Find the string "screenshot" and gather every line that holds it.

#### Recorded data ####

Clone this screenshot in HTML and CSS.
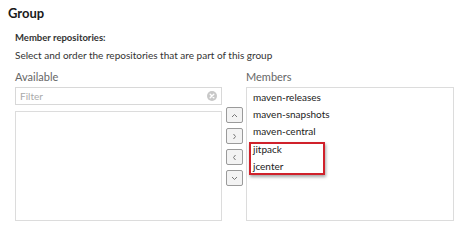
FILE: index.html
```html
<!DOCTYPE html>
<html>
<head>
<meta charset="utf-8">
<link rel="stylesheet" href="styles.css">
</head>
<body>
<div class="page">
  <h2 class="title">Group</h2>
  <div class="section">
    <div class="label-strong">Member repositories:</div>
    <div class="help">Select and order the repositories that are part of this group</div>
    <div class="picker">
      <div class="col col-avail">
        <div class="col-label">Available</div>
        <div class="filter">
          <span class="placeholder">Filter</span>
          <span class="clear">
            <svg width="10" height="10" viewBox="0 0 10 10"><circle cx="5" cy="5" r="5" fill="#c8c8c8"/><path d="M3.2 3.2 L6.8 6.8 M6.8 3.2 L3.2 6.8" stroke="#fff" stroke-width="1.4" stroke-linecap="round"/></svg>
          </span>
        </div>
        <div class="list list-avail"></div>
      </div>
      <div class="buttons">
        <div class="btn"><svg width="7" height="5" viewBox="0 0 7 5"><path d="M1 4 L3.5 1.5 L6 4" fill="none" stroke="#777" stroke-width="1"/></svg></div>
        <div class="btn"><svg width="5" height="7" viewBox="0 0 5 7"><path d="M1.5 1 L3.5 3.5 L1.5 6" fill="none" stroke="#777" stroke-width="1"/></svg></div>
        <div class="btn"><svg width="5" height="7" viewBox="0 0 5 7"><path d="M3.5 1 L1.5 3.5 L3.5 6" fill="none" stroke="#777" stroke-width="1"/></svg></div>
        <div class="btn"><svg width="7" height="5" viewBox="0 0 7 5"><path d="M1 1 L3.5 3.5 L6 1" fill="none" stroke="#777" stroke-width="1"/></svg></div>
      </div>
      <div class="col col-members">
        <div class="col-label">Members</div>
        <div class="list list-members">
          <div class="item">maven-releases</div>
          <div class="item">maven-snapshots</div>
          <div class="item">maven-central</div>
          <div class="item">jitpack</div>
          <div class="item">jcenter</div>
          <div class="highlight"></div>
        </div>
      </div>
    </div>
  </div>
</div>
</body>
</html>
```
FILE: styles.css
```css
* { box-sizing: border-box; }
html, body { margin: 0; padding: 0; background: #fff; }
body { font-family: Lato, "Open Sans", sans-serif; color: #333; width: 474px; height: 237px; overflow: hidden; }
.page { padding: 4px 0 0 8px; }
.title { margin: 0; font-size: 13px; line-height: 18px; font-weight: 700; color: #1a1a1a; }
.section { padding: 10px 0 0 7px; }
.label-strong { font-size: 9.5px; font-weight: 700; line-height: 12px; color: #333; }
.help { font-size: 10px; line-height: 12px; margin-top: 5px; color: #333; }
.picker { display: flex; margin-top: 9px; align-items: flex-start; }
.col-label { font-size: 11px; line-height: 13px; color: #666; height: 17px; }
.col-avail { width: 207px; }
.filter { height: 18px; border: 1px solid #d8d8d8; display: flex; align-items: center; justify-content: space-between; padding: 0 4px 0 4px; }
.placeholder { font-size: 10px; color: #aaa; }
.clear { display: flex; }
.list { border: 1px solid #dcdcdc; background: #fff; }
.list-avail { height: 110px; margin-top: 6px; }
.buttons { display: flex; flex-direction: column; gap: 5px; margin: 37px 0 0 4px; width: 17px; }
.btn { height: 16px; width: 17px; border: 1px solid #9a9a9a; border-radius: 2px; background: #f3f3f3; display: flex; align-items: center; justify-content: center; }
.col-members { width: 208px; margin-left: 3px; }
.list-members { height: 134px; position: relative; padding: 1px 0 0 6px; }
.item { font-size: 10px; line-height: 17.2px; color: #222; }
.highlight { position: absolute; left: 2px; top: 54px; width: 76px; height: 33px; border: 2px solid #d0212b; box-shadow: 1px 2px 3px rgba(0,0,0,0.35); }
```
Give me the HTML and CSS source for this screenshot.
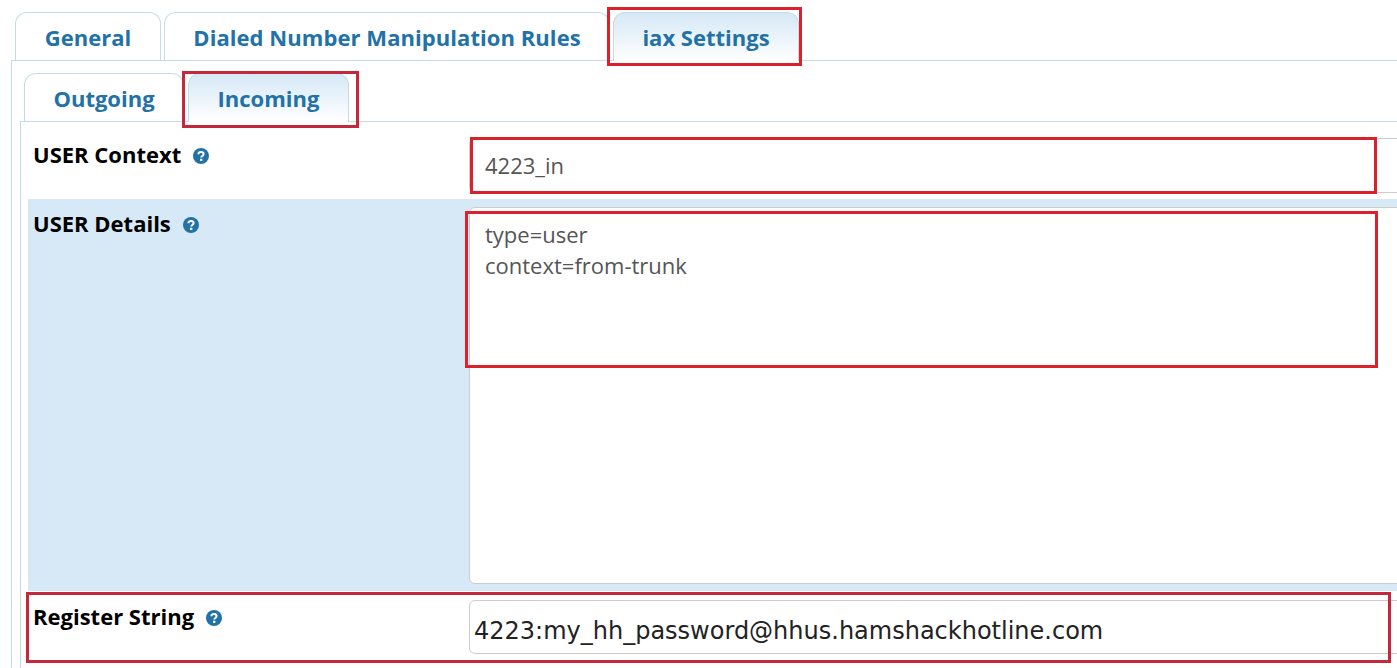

####
#### Recorded data ####

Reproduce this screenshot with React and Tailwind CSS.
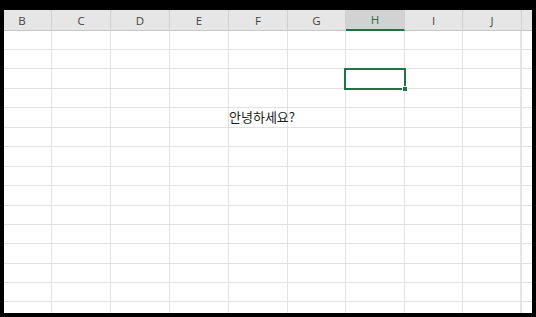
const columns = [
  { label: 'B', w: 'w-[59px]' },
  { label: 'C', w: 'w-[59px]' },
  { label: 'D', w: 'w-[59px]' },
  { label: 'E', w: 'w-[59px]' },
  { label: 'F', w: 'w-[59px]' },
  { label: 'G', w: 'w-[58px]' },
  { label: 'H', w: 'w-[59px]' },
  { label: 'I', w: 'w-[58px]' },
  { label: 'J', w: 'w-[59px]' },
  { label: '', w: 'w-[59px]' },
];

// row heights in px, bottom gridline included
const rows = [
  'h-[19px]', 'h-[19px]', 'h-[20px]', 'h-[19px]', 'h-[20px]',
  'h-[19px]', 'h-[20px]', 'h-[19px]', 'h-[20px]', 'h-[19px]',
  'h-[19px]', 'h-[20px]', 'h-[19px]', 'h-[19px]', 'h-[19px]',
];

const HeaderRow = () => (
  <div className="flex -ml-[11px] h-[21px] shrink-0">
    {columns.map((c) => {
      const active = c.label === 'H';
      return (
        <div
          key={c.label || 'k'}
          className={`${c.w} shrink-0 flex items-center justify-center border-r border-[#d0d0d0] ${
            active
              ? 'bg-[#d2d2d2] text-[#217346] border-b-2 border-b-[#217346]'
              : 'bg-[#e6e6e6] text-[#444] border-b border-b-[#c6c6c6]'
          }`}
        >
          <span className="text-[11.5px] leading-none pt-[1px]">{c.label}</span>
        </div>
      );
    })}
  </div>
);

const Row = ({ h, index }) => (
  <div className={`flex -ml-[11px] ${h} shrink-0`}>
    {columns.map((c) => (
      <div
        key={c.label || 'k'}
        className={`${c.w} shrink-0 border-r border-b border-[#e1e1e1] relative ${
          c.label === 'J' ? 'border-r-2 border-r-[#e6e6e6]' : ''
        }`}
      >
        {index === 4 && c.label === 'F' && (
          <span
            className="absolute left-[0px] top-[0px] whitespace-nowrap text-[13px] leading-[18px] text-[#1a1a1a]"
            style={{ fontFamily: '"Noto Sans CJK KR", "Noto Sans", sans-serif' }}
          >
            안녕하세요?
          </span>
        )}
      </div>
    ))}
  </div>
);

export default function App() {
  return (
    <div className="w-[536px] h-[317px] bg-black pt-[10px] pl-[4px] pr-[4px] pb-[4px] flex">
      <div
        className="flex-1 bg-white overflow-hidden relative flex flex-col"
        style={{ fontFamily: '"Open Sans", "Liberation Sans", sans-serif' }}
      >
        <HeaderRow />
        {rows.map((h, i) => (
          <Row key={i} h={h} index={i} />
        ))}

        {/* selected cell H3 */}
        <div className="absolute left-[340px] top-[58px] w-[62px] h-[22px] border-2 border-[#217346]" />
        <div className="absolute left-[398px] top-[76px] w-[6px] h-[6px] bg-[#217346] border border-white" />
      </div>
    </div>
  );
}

####
#### Recorded data ####

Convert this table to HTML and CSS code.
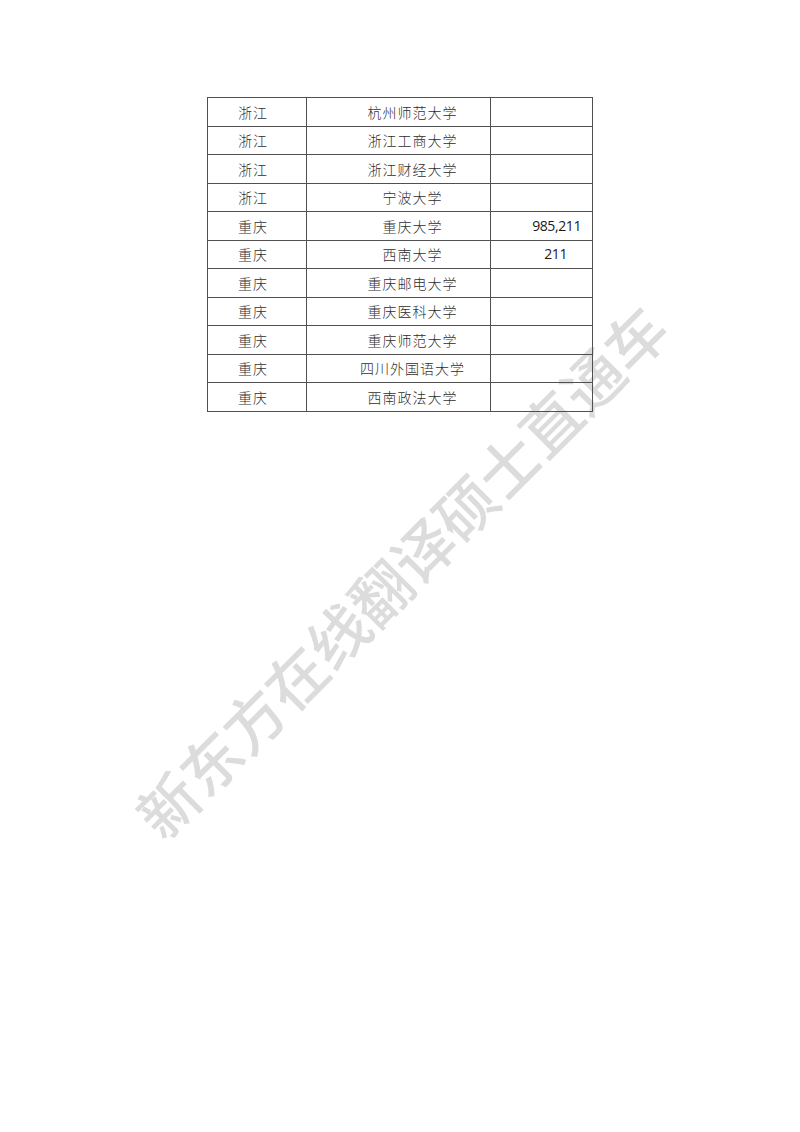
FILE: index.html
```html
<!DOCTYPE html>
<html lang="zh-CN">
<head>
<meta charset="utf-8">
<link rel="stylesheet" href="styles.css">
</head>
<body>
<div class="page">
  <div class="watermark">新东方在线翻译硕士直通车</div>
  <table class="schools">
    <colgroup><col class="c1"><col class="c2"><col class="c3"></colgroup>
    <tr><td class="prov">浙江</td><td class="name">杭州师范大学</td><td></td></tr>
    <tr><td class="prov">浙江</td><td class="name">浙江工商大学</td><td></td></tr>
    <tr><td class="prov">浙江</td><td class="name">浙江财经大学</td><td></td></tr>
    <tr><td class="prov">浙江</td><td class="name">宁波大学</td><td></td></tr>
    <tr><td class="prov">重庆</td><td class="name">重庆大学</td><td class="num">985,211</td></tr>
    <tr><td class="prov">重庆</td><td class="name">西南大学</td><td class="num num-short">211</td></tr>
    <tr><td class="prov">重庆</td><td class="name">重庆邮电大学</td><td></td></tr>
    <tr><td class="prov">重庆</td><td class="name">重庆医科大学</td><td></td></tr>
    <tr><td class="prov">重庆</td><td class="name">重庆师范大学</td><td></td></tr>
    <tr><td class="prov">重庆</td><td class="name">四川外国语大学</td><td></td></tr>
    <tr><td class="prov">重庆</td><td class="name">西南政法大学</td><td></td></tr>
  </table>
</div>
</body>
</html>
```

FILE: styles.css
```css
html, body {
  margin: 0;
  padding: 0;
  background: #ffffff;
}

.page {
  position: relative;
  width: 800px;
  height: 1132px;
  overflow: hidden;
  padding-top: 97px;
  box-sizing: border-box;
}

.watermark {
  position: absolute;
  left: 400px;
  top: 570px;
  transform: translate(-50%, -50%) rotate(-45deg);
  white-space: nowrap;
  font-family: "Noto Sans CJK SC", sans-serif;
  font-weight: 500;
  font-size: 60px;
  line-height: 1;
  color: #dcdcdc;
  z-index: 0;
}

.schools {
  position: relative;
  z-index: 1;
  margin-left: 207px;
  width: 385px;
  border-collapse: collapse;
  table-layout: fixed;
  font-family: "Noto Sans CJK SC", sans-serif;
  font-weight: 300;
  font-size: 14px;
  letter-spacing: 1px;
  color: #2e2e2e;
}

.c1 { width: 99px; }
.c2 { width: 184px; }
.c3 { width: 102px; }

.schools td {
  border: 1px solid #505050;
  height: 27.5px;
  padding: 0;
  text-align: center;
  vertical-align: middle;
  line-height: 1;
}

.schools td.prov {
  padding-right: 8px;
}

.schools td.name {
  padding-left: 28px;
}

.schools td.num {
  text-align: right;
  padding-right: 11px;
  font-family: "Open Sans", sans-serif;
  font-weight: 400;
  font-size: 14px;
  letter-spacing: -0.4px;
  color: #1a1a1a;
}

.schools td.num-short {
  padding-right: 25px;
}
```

####

* _Output of the task_:
Clone this screenshot in HTML and CSS.
Give me the HTML and CSS source for this screenshot.
Reproduce this screenshot with React and Tailwind CSS.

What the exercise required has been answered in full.